## Work required:
Search the material for "components" and show all lines that contain it.

──────────────────────────────

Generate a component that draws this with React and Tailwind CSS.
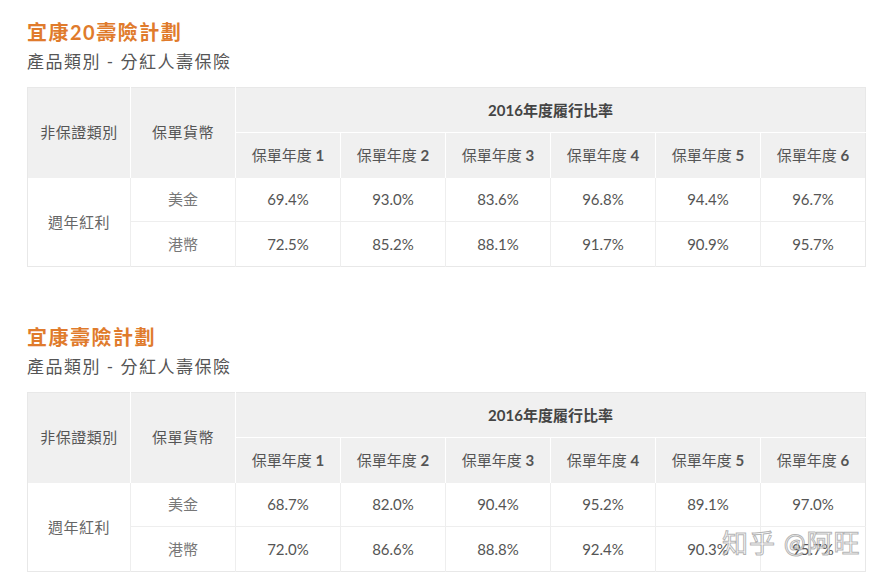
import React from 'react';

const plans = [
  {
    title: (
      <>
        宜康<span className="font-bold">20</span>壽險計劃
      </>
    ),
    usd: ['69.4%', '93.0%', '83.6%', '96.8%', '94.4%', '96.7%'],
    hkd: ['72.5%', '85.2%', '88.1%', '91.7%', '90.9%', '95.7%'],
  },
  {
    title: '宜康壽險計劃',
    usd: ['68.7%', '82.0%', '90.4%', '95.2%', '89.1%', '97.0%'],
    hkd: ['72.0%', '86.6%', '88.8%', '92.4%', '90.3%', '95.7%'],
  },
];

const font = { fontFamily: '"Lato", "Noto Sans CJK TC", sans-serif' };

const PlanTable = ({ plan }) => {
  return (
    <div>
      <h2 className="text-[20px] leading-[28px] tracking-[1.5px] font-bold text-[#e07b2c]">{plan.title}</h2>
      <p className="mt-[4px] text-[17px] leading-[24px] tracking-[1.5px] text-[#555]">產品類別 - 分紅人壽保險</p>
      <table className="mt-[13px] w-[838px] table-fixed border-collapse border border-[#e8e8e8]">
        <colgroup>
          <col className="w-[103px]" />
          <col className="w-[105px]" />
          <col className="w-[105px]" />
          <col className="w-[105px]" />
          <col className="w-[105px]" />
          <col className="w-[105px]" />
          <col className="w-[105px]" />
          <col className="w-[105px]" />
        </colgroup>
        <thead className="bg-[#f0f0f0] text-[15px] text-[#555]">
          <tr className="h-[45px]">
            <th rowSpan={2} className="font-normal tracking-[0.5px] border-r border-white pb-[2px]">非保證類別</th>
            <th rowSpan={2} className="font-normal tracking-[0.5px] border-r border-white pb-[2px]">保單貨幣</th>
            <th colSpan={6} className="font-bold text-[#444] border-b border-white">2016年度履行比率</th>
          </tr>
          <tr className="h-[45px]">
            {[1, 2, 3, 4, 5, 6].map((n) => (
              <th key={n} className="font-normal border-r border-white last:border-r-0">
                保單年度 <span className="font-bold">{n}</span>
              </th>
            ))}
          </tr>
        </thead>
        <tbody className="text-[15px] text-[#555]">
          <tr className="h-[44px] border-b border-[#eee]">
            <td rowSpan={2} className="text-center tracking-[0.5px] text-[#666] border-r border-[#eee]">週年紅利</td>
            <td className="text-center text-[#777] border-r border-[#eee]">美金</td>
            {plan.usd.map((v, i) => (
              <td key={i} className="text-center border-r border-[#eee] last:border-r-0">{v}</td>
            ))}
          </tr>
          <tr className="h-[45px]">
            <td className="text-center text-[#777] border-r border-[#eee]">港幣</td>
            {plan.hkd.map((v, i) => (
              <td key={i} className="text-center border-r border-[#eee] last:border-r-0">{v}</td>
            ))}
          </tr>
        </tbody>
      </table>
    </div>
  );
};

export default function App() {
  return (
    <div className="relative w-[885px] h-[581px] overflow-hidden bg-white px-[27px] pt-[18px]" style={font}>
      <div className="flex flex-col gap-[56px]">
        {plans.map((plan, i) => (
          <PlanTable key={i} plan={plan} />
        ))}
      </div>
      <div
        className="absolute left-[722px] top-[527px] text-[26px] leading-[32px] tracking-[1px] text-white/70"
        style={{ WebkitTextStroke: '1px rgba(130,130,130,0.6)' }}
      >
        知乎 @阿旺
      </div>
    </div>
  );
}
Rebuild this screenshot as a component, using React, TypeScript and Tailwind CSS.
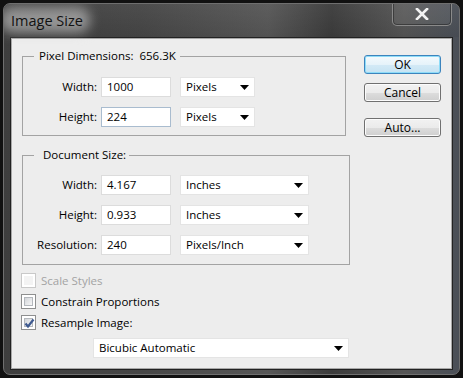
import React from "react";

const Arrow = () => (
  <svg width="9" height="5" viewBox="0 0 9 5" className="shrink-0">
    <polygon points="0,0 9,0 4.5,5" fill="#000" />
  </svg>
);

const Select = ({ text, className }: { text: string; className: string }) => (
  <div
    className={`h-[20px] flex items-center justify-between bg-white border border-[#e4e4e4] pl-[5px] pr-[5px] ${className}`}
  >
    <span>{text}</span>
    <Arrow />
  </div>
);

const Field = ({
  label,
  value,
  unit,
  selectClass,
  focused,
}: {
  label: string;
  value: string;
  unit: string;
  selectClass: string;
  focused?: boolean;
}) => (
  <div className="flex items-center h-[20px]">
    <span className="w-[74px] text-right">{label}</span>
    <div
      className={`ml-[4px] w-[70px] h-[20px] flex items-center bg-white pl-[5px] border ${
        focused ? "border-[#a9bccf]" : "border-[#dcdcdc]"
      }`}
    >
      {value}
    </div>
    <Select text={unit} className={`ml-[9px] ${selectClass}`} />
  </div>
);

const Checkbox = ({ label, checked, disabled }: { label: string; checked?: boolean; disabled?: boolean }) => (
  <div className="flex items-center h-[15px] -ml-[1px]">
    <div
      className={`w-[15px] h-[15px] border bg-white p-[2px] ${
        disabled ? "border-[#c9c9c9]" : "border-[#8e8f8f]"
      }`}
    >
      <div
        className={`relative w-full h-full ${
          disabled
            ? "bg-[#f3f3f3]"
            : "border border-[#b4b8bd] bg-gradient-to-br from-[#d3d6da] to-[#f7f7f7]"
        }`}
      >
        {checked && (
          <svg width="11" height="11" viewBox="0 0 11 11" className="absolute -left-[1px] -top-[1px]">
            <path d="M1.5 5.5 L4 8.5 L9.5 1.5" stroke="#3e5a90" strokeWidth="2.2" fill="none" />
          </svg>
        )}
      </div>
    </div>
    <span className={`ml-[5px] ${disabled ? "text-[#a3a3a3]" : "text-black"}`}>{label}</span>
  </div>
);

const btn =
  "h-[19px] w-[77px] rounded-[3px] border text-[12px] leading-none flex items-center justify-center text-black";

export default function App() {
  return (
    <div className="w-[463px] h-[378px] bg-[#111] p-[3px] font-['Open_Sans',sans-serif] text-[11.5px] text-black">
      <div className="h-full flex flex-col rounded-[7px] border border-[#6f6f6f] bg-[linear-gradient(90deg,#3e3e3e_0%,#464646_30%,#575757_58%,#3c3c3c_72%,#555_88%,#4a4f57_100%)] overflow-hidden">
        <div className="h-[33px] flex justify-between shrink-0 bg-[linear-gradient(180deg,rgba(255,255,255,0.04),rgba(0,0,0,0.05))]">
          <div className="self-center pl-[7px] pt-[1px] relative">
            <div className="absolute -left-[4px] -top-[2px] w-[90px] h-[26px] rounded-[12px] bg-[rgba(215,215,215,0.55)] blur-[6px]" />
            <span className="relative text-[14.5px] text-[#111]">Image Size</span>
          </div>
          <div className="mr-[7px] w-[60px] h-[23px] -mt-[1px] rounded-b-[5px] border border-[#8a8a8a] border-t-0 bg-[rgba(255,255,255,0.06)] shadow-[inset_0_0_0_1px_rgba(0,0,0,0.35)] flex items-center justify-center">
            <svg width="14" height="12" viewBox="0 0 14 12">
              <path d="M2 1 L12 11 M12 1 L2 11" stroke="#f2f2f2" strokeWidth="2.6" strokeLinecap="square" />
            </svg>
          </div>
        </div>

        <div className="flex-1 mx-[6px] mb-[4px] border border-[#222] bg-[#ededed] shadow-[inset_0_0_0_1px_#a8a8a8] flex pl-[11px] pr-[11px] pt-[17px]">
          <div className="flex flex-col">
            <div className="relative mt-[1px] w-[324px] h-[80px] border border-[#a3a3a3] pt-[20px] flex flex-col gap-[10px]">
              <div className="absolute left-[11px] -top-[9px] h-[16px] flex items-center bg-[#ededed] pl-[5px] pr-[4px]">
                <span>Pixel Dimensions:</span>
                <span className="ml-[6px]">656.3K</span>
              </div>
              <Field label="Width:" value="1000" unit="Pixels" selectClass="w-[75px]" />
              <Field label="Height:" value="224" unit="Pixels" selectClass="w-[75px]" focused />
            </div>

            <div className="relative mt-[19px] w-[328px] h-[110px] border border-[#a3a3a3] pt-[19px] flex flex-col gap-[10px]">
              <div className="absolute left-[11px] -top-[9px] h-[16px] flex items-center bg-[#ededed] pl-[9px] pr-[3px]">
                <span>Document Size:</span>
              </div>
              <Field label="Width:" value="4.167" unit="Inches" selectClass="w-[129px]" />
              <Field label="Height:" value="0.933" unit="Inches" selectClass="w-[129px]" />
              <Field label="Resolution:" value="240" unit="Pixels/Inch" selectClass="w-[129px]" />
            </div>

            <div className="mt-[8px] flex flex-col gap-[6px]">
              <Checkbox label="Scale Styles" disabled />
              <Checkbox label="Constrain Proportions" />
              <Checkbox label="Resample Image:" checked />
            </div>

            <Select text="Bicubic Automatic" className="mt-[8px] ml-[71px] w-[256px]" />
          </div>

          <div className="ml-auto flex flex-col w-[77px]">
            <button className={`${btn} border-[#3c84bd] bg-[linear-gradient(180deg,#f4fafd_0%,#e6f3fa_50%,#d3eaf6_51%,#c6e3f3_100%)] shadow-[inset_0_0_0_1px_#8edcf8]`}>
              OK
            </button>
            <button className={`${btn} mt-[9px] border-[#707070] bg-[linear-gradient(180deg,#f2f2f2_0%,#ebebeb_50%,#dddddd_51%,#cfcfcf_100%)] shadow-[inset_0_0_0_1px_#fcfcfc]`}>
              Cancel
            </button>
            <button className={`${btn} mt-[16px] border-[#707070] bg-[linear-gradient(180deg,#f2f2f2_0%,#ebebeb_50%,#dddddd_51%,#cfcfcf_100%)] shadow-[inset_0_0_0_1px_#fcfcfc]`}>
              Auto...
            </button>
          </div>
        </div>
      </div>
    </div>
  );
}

──────────────────────────────

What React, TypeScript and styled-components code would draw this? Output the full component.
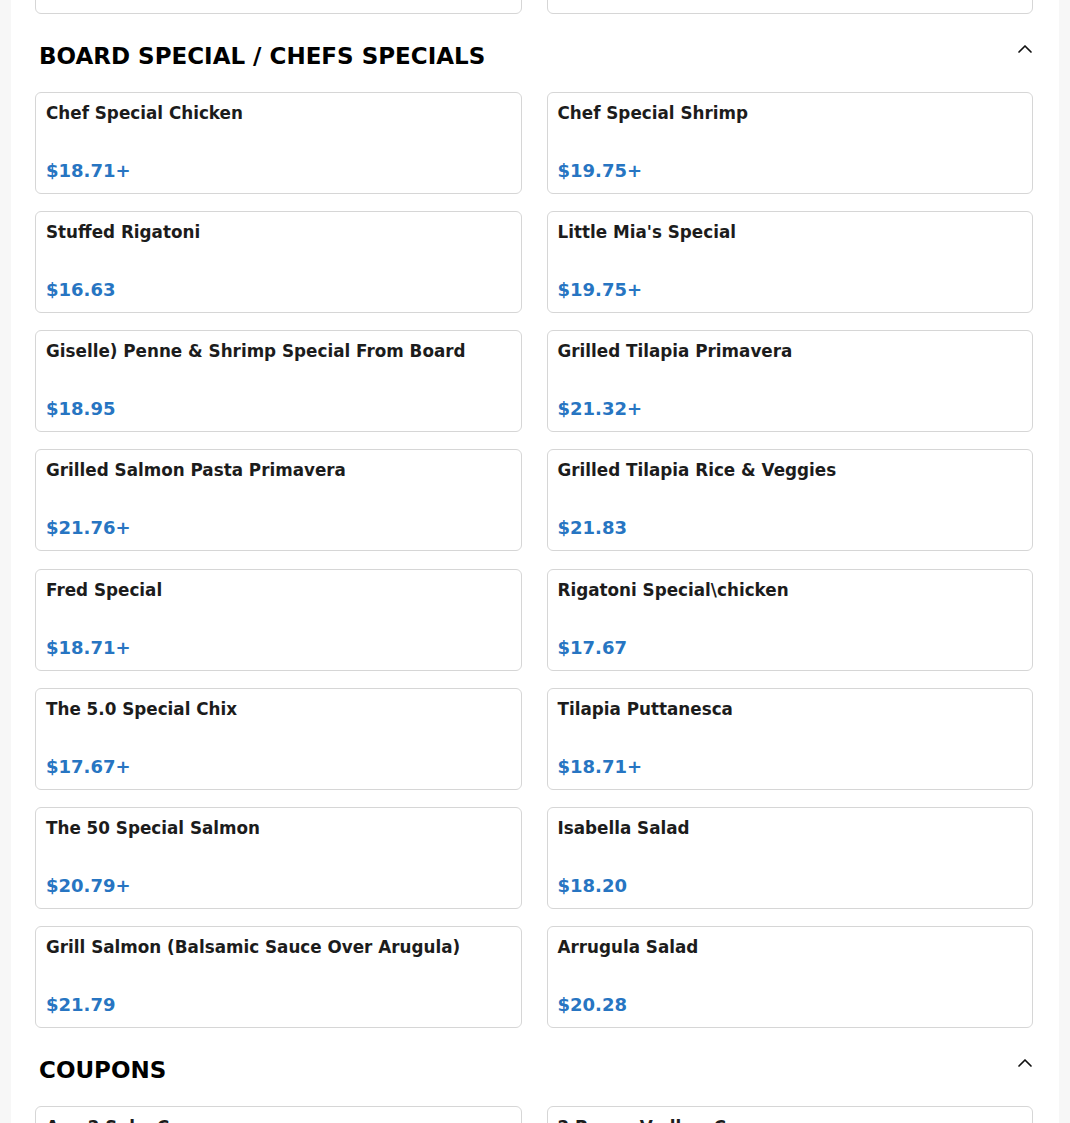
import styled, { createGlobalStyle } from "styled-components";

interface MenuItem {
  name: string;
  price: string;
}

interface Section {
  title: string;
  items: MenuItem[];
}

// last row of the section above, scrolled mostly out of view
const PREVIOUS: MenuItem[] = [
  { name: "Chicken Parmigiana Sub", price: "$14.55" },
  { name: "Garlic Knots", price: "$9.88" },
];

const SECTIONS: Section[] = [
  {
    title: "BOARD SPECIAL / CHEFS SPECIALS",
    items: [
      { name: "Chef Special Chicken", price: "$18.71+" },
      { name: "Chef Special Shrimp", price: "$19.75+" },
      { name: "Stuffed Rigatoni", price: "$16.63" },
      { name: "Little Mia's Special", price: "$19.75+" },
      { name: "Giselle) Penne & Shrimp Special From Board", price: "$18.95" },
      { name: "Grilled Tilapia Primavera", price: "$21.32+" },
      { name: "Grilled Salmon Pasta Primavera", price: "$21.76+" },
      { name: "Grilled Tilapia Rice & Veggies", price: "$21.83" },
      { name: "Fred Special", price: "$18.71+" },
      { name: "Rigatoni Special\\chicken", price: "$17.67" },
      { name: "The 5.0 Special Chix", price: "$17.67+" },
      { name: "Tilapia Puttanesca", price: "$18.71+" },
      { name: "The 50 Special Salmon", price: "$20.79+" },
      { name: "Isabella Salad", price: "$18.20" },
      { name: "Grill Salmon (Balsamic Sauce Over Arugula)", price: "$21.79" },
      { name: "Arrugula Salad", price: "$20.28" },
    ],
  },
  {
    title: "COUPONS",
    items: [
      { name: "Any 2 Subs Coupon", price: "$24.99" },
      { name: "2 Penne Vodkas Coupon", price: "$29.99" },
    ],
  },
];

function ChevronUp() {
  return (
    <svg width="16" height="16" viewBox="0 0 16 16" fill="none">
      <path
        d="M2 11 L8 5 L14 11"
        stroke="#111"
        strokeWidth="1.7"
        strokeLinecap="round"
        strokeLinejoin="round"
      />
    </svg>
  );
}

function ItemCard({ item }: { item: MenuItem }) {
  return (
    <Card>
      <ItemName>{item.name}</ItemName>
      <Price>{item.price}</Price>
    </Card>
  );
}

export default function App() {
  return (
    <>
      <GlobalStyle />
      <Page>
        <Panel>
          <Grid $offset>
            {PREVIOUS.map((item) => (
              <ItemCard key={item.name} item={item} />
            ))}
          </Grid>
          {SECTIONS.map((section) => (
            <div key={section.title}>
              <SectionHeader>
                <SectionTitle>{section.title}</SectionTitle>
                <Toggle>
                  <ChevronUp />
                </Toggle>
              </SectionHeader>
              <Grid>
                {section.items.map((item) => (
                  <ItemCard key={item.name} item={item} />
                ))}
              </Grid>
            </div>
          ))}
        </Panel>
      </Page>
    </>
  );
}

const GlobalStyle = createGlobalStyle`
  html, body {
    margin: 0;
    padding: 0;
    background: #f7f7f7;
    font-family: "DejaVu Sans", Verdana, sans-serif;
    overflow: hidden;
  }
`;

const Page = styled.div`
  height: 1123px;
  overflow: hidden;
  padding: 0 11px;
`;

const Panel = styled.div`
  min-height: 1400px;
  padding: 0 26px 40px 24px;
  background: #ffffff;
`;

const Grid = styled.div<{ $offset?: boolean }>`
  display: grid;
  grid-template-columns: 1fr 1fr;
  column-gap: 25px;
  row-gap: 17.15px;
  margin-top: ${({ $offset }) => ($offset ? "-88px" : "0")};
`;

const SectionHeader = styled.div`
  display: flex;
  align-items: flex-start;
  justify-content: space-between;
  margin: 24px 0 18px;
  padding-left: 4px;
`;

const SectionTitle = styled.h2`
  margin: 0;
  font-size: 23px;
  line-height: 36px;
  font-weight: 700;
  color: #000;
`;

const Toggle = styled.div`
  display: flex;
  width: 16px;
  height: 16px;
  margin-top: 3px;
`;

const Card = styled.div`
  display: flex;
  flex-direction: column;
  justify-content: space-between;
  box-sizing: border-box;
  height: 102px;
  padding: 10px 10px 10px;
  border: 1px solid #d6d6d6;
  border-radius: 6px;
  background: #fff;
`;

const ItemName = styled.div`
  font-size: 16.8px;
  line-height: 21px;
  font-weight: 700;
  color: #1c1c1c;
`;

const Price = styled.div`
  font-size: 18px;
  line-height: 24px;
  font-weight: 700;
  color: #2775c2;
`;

──────────────────────────────

## Solution for this task:
What React, TypeScript and styled-components code would draw this? Output the full component.
import styled, { createGlobalStyle } from "styled-components";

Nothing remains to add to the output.